I don’t have an answer for Elizabeth Marie’s spouse.  My partner and I are still working out just how a woman and her transwoman spouse will function in society.  The result is not necessarily ugly or painful, but at this point in our lives together (we married in mid 1976, I transitioned in late 2007) we are still discovering how we work together socially as two women.

When I was still a man, I had no important relationships with other men; I had very little to lose when I transitioned.  My partner risked many relationships; she survived, but how well or poorly she did is not my story to tell.  I will encourage her to write her own post on the topic or to comment on this one.

Abandon Male Privilege

What it means to be male:

  • Your desires are important to the people (mostly the women) around you.
  • Your opinion is intrinsically valuable because it belongs to a male.

This is the way it has been in human cultures throughout the world, and the way it still is. The situation is not your fault; it may not even be your choice. Deny it if you choose, but as physically male, you came into the world surrounded by a different frame of reference than your female siblings.

Your mother, your sisters, your wife — they honor your choices before their own. That doesn’t mean you always got your way when you were growing up, or later as an adult. But your choices, your wants, your desires have taken precedence over your women’s choices whether you were aware of it or not.

More than that: you were most likely brought up to believe that your opinion matters. The majority of women alive today, and throughout history, have not been allowed to even hold an opinion; participating in a choice is not an option. Women have been property, owned first by their fathers, then by their husbands. Rape was not an offense against the woman who was raped; it was an offense against the father or husband.

Into that historical milieu comes you, with your privileges and your right to an opinion — and your desire to wear a dress. Unlike those who were brought up subject to father/brother/husband, you expect that your opinion has validity even when you’re wearing a dress. You can keep that myth alive while you keep your testicles, but you abandon that privilege when you transition.

All equality discussions aside: you had better cease demanding privileges if you want to be treated as a woman. That does not mean you must become a door mat; no, not at all. But, in giving up your testicles, you give up the right to demand more importance or better treatment than the women around you receive. Insisting that you receive better treatment is a sure way to make your partner boiling mad, and practically guarantees a chilly reception from your female neighbors, coworkers, and friends.

If you have not yet transitioned, or don’t plan to, you can still consider whether the exercise of male privilege is appropriate for you — especially if you crossdress in public.
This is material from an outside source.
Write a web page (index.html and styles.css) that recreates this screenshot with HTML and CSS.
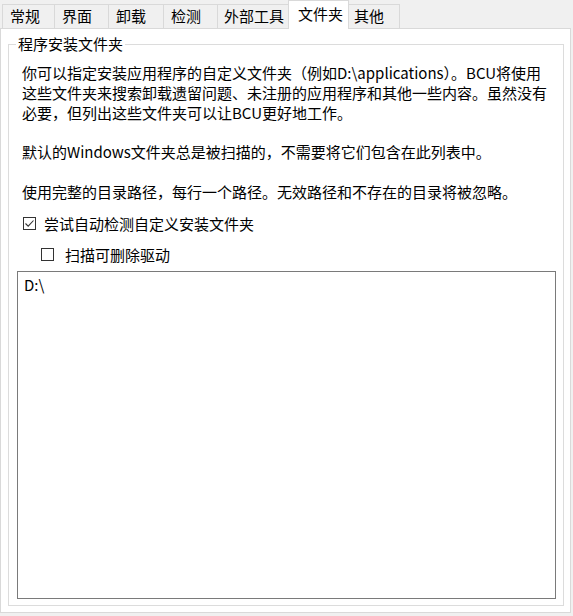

Nothing will draw more attention to your masculine physique and your rugged features than an attitude that says, “Serve Me”.

On Being Ridiculous

Walking around with red wax smeared around your mouth; trying to look like you’re actually walking on wedge-shaped blocks of wood; freezing in the summer air conditioning to show off bare shoulders and views of your mammaries; hobbling your gait with a short skirt, and acting like you’re actually demure and modest.
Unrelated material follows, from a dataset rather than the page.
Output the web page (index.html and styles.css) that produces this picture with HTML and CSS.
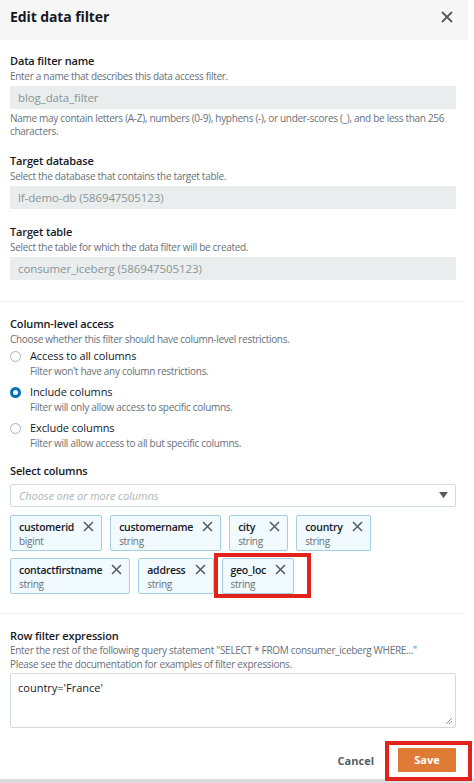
FILE: index.html
```html
<!DOCTYPE html>
<html>
<head>
<meta charset="utf-8">
<link rel="stylesheet" href="styles.css">
</head>
<body>
<div class="modal">
  <div class="header">
    <h1 class="title">Edit data filter</h1>
    <svg class="close" width="12" height="12" viewBox="0 0 12 12"><path d="M1 1L11 11M11 1L1 11" stroke="#545b64" stroke-width="1.8" fill="none"/></svg>
  </div>

  <div class="section first">
    <div class="field">
      <div class="label">Data filter name</div>
      <div class="desc">Enter a name that describes this data access filter.</div>
      <div class="input disabled">blog_data_filter</div>
      <div class="help">Name may contain letters (A-Z), numbers (0-9), hyphens (-), or under-scores (_), and be less than 256 characters.</div>
    </div>
    <div class="field gap">
      <div class="label">Target database</div>
      <div class="desc">Select the database that contains the target table.</div>
      <div class="input disabled">lf-demo-db (586947505123)</div>
    </div>
    <div class="field gap">
      <div class="label">Target table</div>
      <div class="desc">Select the table for which the data filter will be created.</div>
      <div class="input disabled">consumer_iceberg (586947505123)</div>
    </div>
  </div>

  <div class="section second">
    <div class="label">Column-level access</div>
    <div class="desc">Choose whether this filter should have column-level restrictions.</div>
    <div class="radios">
      <div class="radio">
        <span class="dot"></span>
        <div class="rtext">
          <div class="rlabel">Access to all columns</div>
          <div class="desc">Filter won't have any column restrictions.</div>
        </div>
      </div>
      <div class="radio">
        <span class="dot checked"></span>
        <div class="rtext">
          <div class="rlabel">Include columns</div>
          <div class="desc">Filter will only allow access to specific columns.</div>
        </div>
      </div>
      <div class="radio">
        <span class="dot"></span>
        <div class="rtext">
          <div class="rlabel">Exclude columns</div>
          <div class="desc">Filter will allow access to all but specific columns.</div>
        </div>
      </div>
    </div>

    <div class="label select-label">Select columns</div>
    <div class="select">
      <span class="placeholder">Choose one or more columns</span>
      <svg class="caret" width="10" height="8" viewBox="0 0 10 8"><path d="M0 0H10L5 7Z" fill="#545b64"/></svg>
    </div>
    <div class="tokens">
      <div class="token"><div class="tname"><span>customerid</span><svg class="tx" width="11" height="11" viewBox="0 0 11 11"><path d="M1 1L10 10M10 1L1 10" stroke="#545b64" stroke-width="1.5" fill="none"/></svg></div><div class="ttype">bigint</div></div>
      <div class="token"><div class="tname"><span>customername</span><svg class="tx" width="11" height="11" viewBox="0 0 11 11"><path d="M1 1L10 10M10 1L1 10" stroke="#545b64" stroke-width="1.5" fill="none"/></svg></div><div class="ttype">string</div></div>
      <div class="token short"><div class="tname"><span>city</span><svg class="tx" width="11" height="11" viewBox="0 0 11 11"><path d="M1 1L10 10M10 1L1 10" stroke="#545b64" stroke-width="1.5" fill="none"/></svg></div><div class="ttype">string</div></div>
      <div class="token"><div class="tname"><span>country</span><svg class="tx" width="11" height="11" viewBox="0 0 11 11"><path d="M1 1L10 10M10 1L1 10" stroke="#545b64" stroke-width="1.5" fill="none"/></svg></div><div class="ttype">string</div></div>
      <div class="token"><div class="tname"><span>contactfirstname</span><svg class="tx" width="11" height="11" viewBox="0 0 11 11"><path d="M1 1L10 10M10 1L1 10" stroke="#545b64" stroke-width="1.5" fill="none"/></svg></div><div class="ttype">string</div></div>
      <div class="token"><div class="tname"><span>address</span><svg class="tx" width="11" height="11" viewBox="0 0 11 11"><path d="M1 1L10 10M10 1L1 10" stroke="#545b64" stroke-width="1.5" fill="none"/></svg></div><div class="ttype">string</div></div>
      <div class="token marked"><div class="tname"><span>geo_loc</span><svg class="tx" width="11" height="11" viewBox="0 0 11 11"><path d="M1 1L10 10M10 1L1 10" stroke="#545b64" stroke-width="1.5" fill="none"/></svg></div><div class="ttype">string</div></div>
    </div>
  </div>

  <div class="section third">
    <div class="label">Row filter expression</div>
    <div class="desc two">Enter the rest of the following query statement "SELECT * FROM consumer_iceberg WHERE..."<br>Please see the documentation for examples of filter expressions.</div>
    <div class="textarea">country='France'
      <svg class="grip" width="8" height="8" viewBox="0 0 8 8"><path d="M7 1L1 7M7 4L4 7" stroke="#879596" stroke-width="1" fill="none"/></svg>
    </div>
  </div>

  <div class="footer">
    <span class="cancel">Cancel</span>
    <span class="save">Save</span>
  </div>
  <div class="bottom"></div>
</div>
</body>
</html>
```

FILE: styles.css
```css
* { box-sizing: border-box; }
html, body { margin: 0; padding: 0; background: #ffffff; }
body {
  font-family: "Open Sans", "Noto Sans", sans-serif;
  color: #16191f;
  width: 474px;
  height: 783px;
  overflow: hidden;
}
.modal { width: 474px; height: 783px; display: flex; flex-direction: column; }
.header {
  height: 40px;
  margin-right: 6px;
  background: #f7f7f7;
  display: flex;
  align-items: center;
  justify-content: space-between;
  padding: 0 15px 5px 10px;
}
.title { margin: 0; font-size: 14px; font-weight: 700; line-height: 20px; letter-spacing: -0.1px; }
.close { display: block; }

.section { padding: 0 18px 0 10px; }
.first { padding-top: 13px; height: 262px; border-bottom: 1px solid #eef0f0; margin-right: 10px; padding-right: 8px; }
.second { padding-top: 14px; height: 313px; border-bottom: 1px solid #eef0f0; margin-right: 10px; padding-right: 8px; }
.third { padding-top: 14px; padding-right: 18px; }

.label { font-size: 11px; font-weight: 600; line-height: 16px; letter-spacing: -0.15px; }
.desc, .help { font-size: 10px; line-height: 14px; color: #687078; letter-spacing: -0.3px; }
.help { line-height: 13px; margin-top: 3px; }
.gap { margin-top: 15px; }
.field .desc { margin-bottom: 3px; }
.input {
  height: 23px;
  background: #eaeded;
  border-radius: 1px;
  font-size: 11.5px;
  line-height: 23px;
  padding-left: 8px;
  color: #879596;
  letter-spacing: -0.1px;
}

.radios { margin-top: 2px; display: flex; flex-direction: column; gap: 6px; }
.radio { display: flex; align-items: flex-start; }
.dot {
  width: 11px; height: 11px;
  border-radius: 50%;
  border: 1px solid #aab7b8;
  background: #fff;
  margin-top: 3px;
  margin-right: 9px;
  flex: none;
}
.dot.checked { border: 3.5px solid #0073bb; }
.rlabel { font-size: 11px; font-weight: 500; line-height: 16px; letter-spacing: -0.1px; }

.select-label { margin-top: 13px; }
.select {
  margin-top: 5px;
  height: 23px;
  border: 1px solid #d5dbdb;
  border-radius: 2px;
  display: flex;
  align-items: center;
  justify-content: space-between;
  padding: 0 7px 0 8px;
}
.placeholder { font-size: 11px; font-style: italic; color: #aab7b8; letter-spacing: -0.1px; }
.caret { display: block; width: 9px; height: 7px; }

.tokens { margin-top: 8px; display: flex; flex-wrap: wrap; column-gap: 8px; row-gap: 7px; }
.token {
  position: relative;
  height: 36px;
  background: #f1faff;
  border: 1px solid #a3cfe0;
  border-radius: 2px;
  padding: 3px 7px 0 8px;
}
.token.short { min-width: 59px; }
.tname { display: flex; align-items: center; justify-content: space-between; gap: 9px; font-size: 10.5px; font-weight: 600; line-height: 16px; letter-spacing: -0.25px; }
.tx { display: block; flex: none; }
.ttype { font-size: 10px; line-height: 13px; color: #687078; letter-spacing: -0.3px; }
.marked::after {
  content: "";
  position: absolute;
  left: -9px; right: -18px; top: -6px; bottom: -5px;
  border: 4px solid #e3231b;
}

.two { line-height: 13.5px; }
.textarea {
  position: relative;
  margin-top: 2px;
  height: 55px;
  border: 1px solid #d5dbdb;
  border-radius: 2px;
  font-size: 11px;
  line-height: 16px;
  padding: 6px 7px;
  font-weight: 500;
}
.grip { position: absolute; right: 2px; bottom: 2px; }

.footer {
  margin-top: 20px;
  height: 24px;
  display: flex;
  justify-content: flex-end;
  align-items: center;
  padding-right: 18px;
  gap: 24px;
}
.cancel { font-size: 11px; font-weight: 700; color: #545b64; }
.save {
  position: relative;
  width: 58px; height: 24px;
  background: #e07b35;
  color: #fff;
  font-size: 11px;
  font-weight: 700;
  line-height: 24px;
  text-align: center;
  border-radius: 1px;
}
.save::after {
  content: "";
  position: absolute;
  left: -13px; right: -16px; top: -7px; bottom: -9px;
  border: 4px solid #e3231b;
}
.bottom { margin-top: 7px; height: 4px; background: #dcdcdc; }
```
We have to be ridiculous!  It’s a duty.  Men cannot be ridiculous, at least not while they’re sober.  They have Important Work to do.

That is what you can do for those around you: let them experience the joy of being ridiculous vicariously, through you.  Don’t hold back the way you did when you were male — no no, jump right into it, feet first, skirts flying.  Live enthusiastically!  Live fully!  Let your light shine brightly to all those around you. Bring them joy! Bring them your love!

How to Chat with Women

I wrote a week or so ago about the value of chatting, but I didn’t explain how to chat.

I can start with an example. Back in the ’70’s there was a British series called Fawlty Towers. John Cleese and Prunella Scales played Basil and Sybil Fawlty, owners of a small, seaside hotel in the south of England. In a third of the episodes or more, there was a scene in which Sybil was on the telephone with one girlfriend or another. You only heard one side of the conversation, Sybil’s, which inevitably went like this, “Oh, I know…… Oh, I know….. Oh, I knooooow…….” to unheard remarks.

Men don’t get it; men think it’s funny. The value in Sybil’s repeated phrase is feedback to the other party. It doesn’t much matter how she feeds back, it’s only important that she does so. Her girlfriend knows that she, Sybil, is listening. Sybil is repeatedly giving her friend small, innocuous positive strokes.

There: I’ve the the cat out of the bag. Chat to give your girlfriends positive strokes. Praise them; remark on the colors they’re wearing; empathize with them (”Oh, I know……”); let them know your are listening. That’s how other women will know your are one of them.

Apply this skill especially if you are keeping your marriage together across your transition. Use the technique on your partner, starting today: “Yes…… Uh-huh….. Uh-huh…… Really!…..” as she talks about the kids (or the grandkids), or the house, or the party coming up next week. You are giving her reinforcement that you are present — here, now — and listening to her. Your attention is an assertion that she is a worthy, valuable person. She gets those strokes from her girlfriends; as you manifest the woman within you, make yourself a valuable friend by doing the girlfriend-things she’s used to.

Anyway, that’s how I chat. It’s a learnable skill, doesn’t take much practice, and greases the social wheels so nicely!